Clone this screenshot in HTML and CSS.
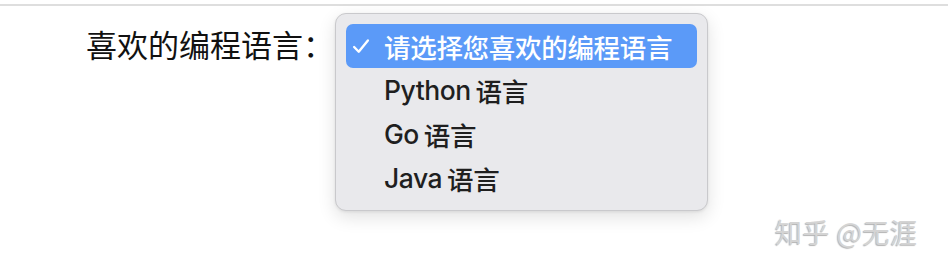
FILE: index.html
```html
<!DOCTYPE html>
<html lang="zh">
<head>
<meta charset="utf-8">
<link rel="stylesheet" href="styles.css">
</head>
<body>
<div class="topline"></div>
<div class="field">
  <span class="label">喜欢的编程语言：</span>
</div>
<div class="menu">
  <div class="opt selected">
    <svg class="check" viewBox="0 0 16 16" width="20" height="20"><path d="M2.5 8.8 L6.2 12.6 L13.5 3.6" fill="none" stroke="#fff" stroke-width="1.9" stroke-linecap="round" stroke-linejoin="round"/></svg>
    <span class="zh">请选择您喜欢的编程语言</span>
  </div>
  <div class="opt"><span class="en">Python</span> <span class="zh">语言</span></div>
  <div class="opt"><span class="en">Go</span> <span class="zh">语言</span></div>
  <div class="opt"><span class="en">Java</span> <span class="zh">语言</span></div>
</div>
<div class="watermark">知乎 @无涯</div>
</body>
</html>
```

FILE: styles.css
```css
html, body {
  margin: 0;
  padding: 0;
  background: #fff;
  width: 948px;
  height: 272px;
  overflow: hidden;
}
body {
  position: relative;
  font-family: Inter, "Noto Sans CJK SC", sans-serif;
}
.topline {
  height: 4px;
  border-bottom: 2px solid #dedede;
}
.field {
  display: flex;
  padding: 18px 0 0 86px;
}
.label {
  font-size: 31px;
  line-height: 40px;
  color: #111;
  font-family: "Noto Sans CJK SC", sans-serif;
}
.menu {
  position: absolute;
  left: 335px;
  top: 13px;
  width: 351px;
  padding: 10px;
  background: #e9e9ec;
  border: 1px solid #c9c9cc;
  border-radius: 11px;
  box-shadow: 0 6px 18px rgba(0,0,0,0.12), 0 1px 3px rgba(0,0,0,0.08);
  display: flex;
  flex-direction: column;
}
.opt {
  height: 44px;
  display: flex;
  align-items: center;
  gap: 5px;
  padding-left: 38px;
  font-size: 26.5px;
  color: #1f1f1f;
  border-radius: 7px;
  position: relative;
}
.opt .en {
  font-family: Inter, sans-serif;
  font-weight: 450;
  letter-spacing: -0.5px;
}
.opt .zh {
  font-family: "Noto Sans CJK SC", sans-serif;
  font-weight: 500;
  letter-spacing: -0.3px;
}
.opt.selected {
  background: #5b9af8;
  color: #fff;
}
.check {
  position: absolute;
  left: 5px;
  top: 12px;
}
.watermark {
  position: absolute;
  left: 775px;
  top: 214px;
  font-size: 27px;
  line-height: 36px;
  font-family: "Noto Sans CJK SC", sans-serif;
  color: #d4d4d4;
  text-shadow: -1px 1px 1px rgba(0,0,0,0.3);
  letter-spacing: 0.5px;
}
```
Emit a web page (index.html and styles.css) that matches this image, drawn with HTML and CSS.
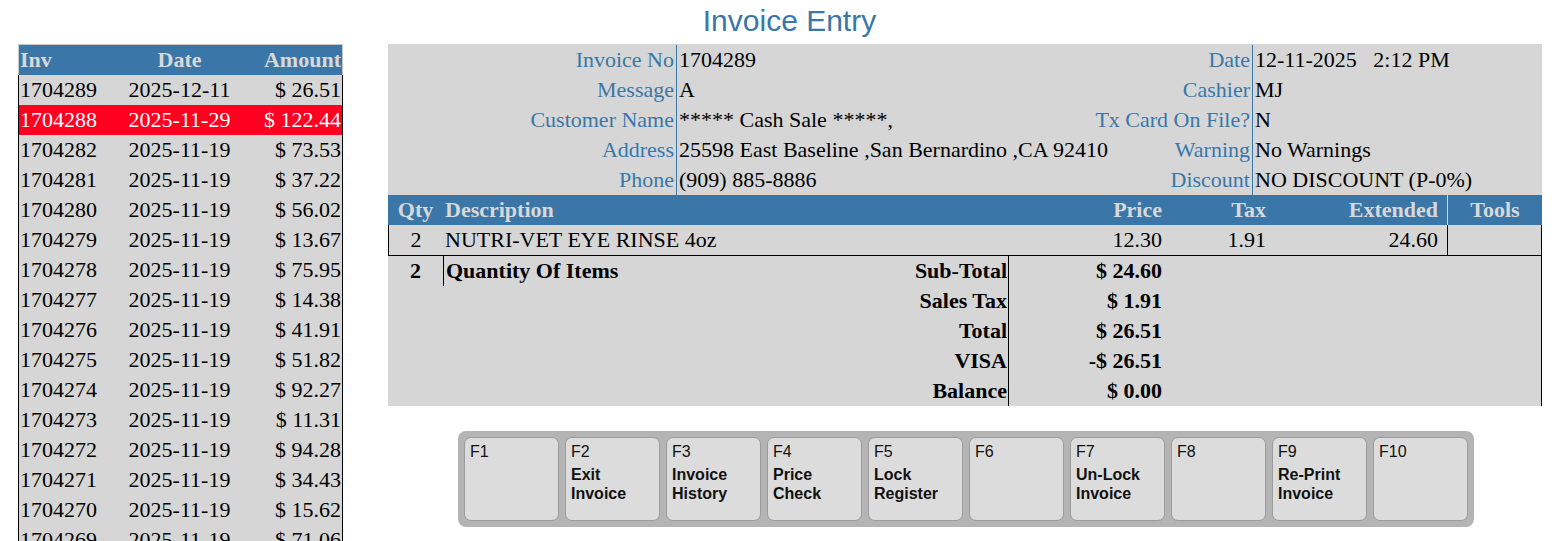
FILE: index.html
```html
<!DOCTYPE html>
<html lang="en">
<head>
<meta charset="utf-8">
<title>Invoice Entry</title>
<link rel="stylesheet" href="styles.css">
</head>
<body>
<h1 class="title">Invoice Entry</h1>
<div class="layout">
  <div class="list">
    <div class="list-head"><span class="c-inv">Inv</span><span class="c-date">Date</span><span class="c-amt">Amount</span></div>
    <div class="list-row"><span class="c-inv">1704289</span><span class="c-date">2025-12-11</span><span class="c-amt">$ 26.51</span></div>
    <div class="list-row sel"><span class="c-inv">1704288</span><span class="c-date">2025-11-29</span><span class="c-amt">$ 122.44</span></div>
    <div class="list-row"><span class="c-inv">1704282</span><span class="c-date">2025-11-19</span><span class="c-amt">$ 73.53</span></div>
    <div class="list-row"><span class="c-inv">1704281</span><span class="c-date">2025-11-19</span><span class="c-amt">$ 37.22</span></div>
    <div class="list-row"><span class="c-inv">1704280</span><span class="c-date">2025-11-19</span><span class="c-amt">$ 56.02</span></div>
    <div class="list-row"><span class="c-inv">1704279</span><span class="c-date">2025-11-19</span><span class="c-amt">$ 13.67</span></div>
    <div class="list-row"><span class="c-inv">1704278</span><span class="c-date">2025-11-19</span><span class="c-amt">$ 75.95</span></div>
    <div class="list-row"><span class="c-inv">1704277</span><span class="c-date">2025-11-19</span><span class="c-amt">$ 14.38</span></div>
    <div class="list-row"><span class="c-inv">1704276</span><span class="c-date">2025-11-19</span><span class="c-amt">$ 41.91</span></div>
    <div class="list-row"><span class="c-inv">1704275</span><span class="c-date">2025-11-19</span><span class="c-amt">$ 51.82</span></div>
    <div class="list-row"><span class="c-inv">1704274</span><span class="c-date">2025-11-19</span><span class="c-amt">$ 92.27</span></div>
    <div class="list-row"><span class="c-inv">1704273</span><span class="c-date">2025-11-19</span><span class="c-amt">$ 11.31</span></div>
    <div class="list-row"><span class="c-inv">1704272</span><span class="c-date">2025-11-19</span><span class="c-amt">$ 94.28</span></div>
    <div class="list-row"><span class="c-inv">1704271</span><span class="c-date">2025-11-19</span><span class="c-amt">$ 34.43</span></div>
    <div class="list-row"><span class="c-inv">1704270</span><span class="c-date">2025-11-19</span><span class="c-amt">$ 15.62</span></div>
    <div class="list-row"><span class="c-inv">1704269</span><span class="c-date">2025-11-19</span><span class="c-amt">$ 71.06</span></div>
  </div>

  <div class="main">
    <div class="panel">
      <div class="info">
        <div class="lbl">Invoice No</div><div class="val">1704289</div>
        <div class="lbl">Date</div><div class="val">12-11-2025&nbsp;&nbsp;&nbsp;2:12 PM</div>

        <div class="lbl">Message</div><div class="val">A</div>
        <div class="lbl">Cashier</div><div class="val">MJ</div>

        <div class="lbl">Customer Name</div><div class="val">***** Cash Sale *****,</div>
        <div class="lbl">Tx Card On File?</div><div class="val">N</div>

        <div class="lbl">Address</div><div class="val">25598 East Baseline ,San Bernardino ,CA 92410</div>
        <div class="lbl">Warning</div><div class="val">No Warnings</div>

        <div class="lbl">Phone</div><div class="val">(909) 885-8886</div>
        <div class="lbl">Discount</div><div class="val">NO DISCOUNT (P-0%)</div>
      </div>

      <div class="items-head">
        <div class="i-qty">Qty</div>
        <div class="i-desc">Description</div>
        <div class="i-price">Price</div>
        <div class="i-tax">Tax</div>
        <div class="i-ext">Extended</div>
        <div class="i-tools">Tools</div>
      </div>
      <div class="item-row">
        <div class="i-qty">2</div>
        <div class="i-desc">NUTRI-VET EYE RINSE 4oz</div>
        <div class="i-price">12.30</div>
        <div class="i-tax">1.91</div>
        <div class="i-ext">24.60</div>
        <div class="i-tools"></div>
      </div>

      <div class="totals">
        <div class="t-qty">2</div>
        <div class="t-lbl first"><span class="t-count">Quantity Of Items</span><span>Sub-Total</span></div>
        <div class="t-val">$ 24.60</div>
        <div class="t-rest"></div>

        <div class="t-qty"></div>
        <div class="t-lbl"><span>Sales Tax</span></div>
        <div class="t-val">$ 1.91</div>
        <div class="t-rest"></div>

        <div class="t-qty"></div>
        <div class="t-lbl"><span>Total</span></div>
        <div class="t-val">$ 26.51</div>
        <div class="t-rest"></div>

        <div class="t-qty"></div>
        <div class="t-lbl"><span>VISA</span></div>
        <div class="t-val">-$ 26.51</div>
        <div class="t-rest"></div>

        <div class="t-qty"></div>
        <div class="t-lbl"><span>Balance</span></div>
        <div class="t-val">$ 0.00</div>
        <div class="t-rest"></div>
      </div>
    </div>

    <div class="keys">
      <div class="key"><div class="fn">F1</div></div>
      <div class="key"><div class="fn">F2</div><div class="act">Exit<br>Invoice</div></div>
      <div class="key"><div class="fn">F3</div><div class="act">Invoice<br>History</div></div>
      <div class="key"><div class="fn">F4</div><div class="act">Price<br>Check</div></div>
      <div class="key"><div class="fn">F5</div><div class="act">Lock<br>Register</div></div>
      <div class="key"><div class="fn">F6</div></div>
      <div class="key"><div class="fn">F7</div><div class="act">Un-Lock<br>Invoice</div></div>
      <div class="key"><div class="fn">F8</div></div>
      <div class="key"><div class="fn">F9</div><div class="act">Re-Print<br>Invoice</div></div>
      <div class="key"><div class="fn">F10</div></div>
    </div>
  </div>
</div>
</body>
</html>
```

FILE: styles.css
```css
* { box-sizing: border-box; }

html, body {
  margin: 0;
  padding: 0;
  overflow: hidden;
  background: #ffffff;
}

body {
  font-family: "Liberation Serif", "Times New Roman", serif;
  font-size: 22px;
  color: #000;
}

.title {
  margin: 0;
  height: 44px;
  padding: 4px 0 0 22px;
  text-align: center;
  font-family: "Liberation Sans", Arial, sans-serif;
  font-weight: normal;
  font-size: 30px;
  line-height: 34px;
  color: #3a77a8;
}

.layout {
  display: flex;
  align-items: flex-start;
  gap: 45px;
  padding-left: 18px;
}

/* ---------- left invoice list ---------- */
.list {
  width: 325px;
  flex: none;
}

.list-head,
.list-row {
  display: grid;
  grid-template-columns: 90px 1fr 92px;
  line-height: 30px;
  white-space: nowrap;
}

.list-head {
  height: 31px;
  background: #3a77a8;
  border: 1px solid #c8c8c8;
  border-bottom: none;
  color: #d8d8d8;
  font-weight: bold;
}

.list-row {
  height: 30px;
  background: #d6d6d6;
  border-left: 1px solid #000;
  border-right: 1px solid #000;
}

.list-row.sel {
  background: #ff0020;
  color: #ffffff;
}

.c-inv { padding-left: 1px; }
.c-date { text-align: center; }
.c-amt { text-align: right; padding-right: 1px; }

/* ---------- main panel ---------- */
.main {
  width: 1154px;
  flex: none;
}

.panel {
  background: #d6d6d6;
  padding-top: 1px;
}

.info {
  display: grid;
  grid-template-columns: 288px 406px 170px 290px;
  grid-auto-rows: 30px;
  line-height: 30px;
  white-space: nowrap;
}

.info .lbl {
  text-align: right;
  padding-right: 2px;
  color: #3a77a8;
}

.info .val {
  border-left: 1px solid #3a77a8;
  padding-left: 2px;
  overflow: visible;
}

.items-head,
.item-row {
  display: grid;
  grid-template-columns: 55px 566px 155px 104px 179px 95px;
  white-space: nowrap;
}

.items-head {
  height: 30px;
  line-height: 30px;
  background: #3a77a8;
  color: #d8d8d8;
  font-weight: bold;
}

.item-row {
  height: 31px;
  line-height: 30px;
  border-bottom: 1px solid #000;
}

.i-qty { text-align: center; }
.i-desc { padding-left: 2px; }
.i-price { text-align: right; padding-right: 2px; }
.i-tax { text-align: right; padding-right: 2px; }
.i-ext { text-align: right; padding-right: 9px; }
.i-tools { text-align: center; }

.items-head .i-tools { border-left: 1px solid #d8d8d8; }

.item-row .i-qty { border-left: 1px solid #000; }
.item-row .i-tools {
  border-left: 1px solid #000;
  border-right: 1px solid #000;
}

.totals {
  display: grid;
  grid-template-columns: 55px 566px 155px 1fr;
  grid-auto-rows: 30px;
  line-height: 30px;
  font-weight: bold;
  border-right: 1px solid #000;
  white-space: nowrap;
}

.t-qty { text-align: center; }

.t-lbl {
  display: flex;
  justify-content: flex-end;
  border-right: 1px solid #000;
  padding-right: 1px;
}

.t-lbl.first {
  justify-content: space-between;
  border-left: 1px solid #000;
  padding-left: 2px;
}

.t-val {
  text-align: right;
  padding-right: 2px;
}

/* ---------- function keys ---------- */
.keys {
  display: flex;
  gap: 6px;
  width: 1016px;
  margin: 25px 0 0 70px;
  padding: 6px;
  background: #b4b4b4;
  border-radius: 8px;
}

.key {
  width: 95px;
  height: 84px;
  flex: none;
  padding: 4px 5px;
  background: #dcdcdc;
  border: 1px solid #9c9c9c;
  border-radius: 7px;
  font-family: "Liberation Sans", Arial, sans-serif;
  font-size: 16px;
  line-height: 19px;
  color: #111;
}

.fn { margin-bottom: 4px; }
.act { font-weight: bold; }
```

___

> _YOUR INSTRUCTIONS_:
Go through the listing above and pull out each line containing the word "this".

> _FINISHED EXERCISE_:
Clone this screenshot in HTML and CSS.
Emit a web page (index.html and styles.css) that matches this image, drawn with HTML and CSS.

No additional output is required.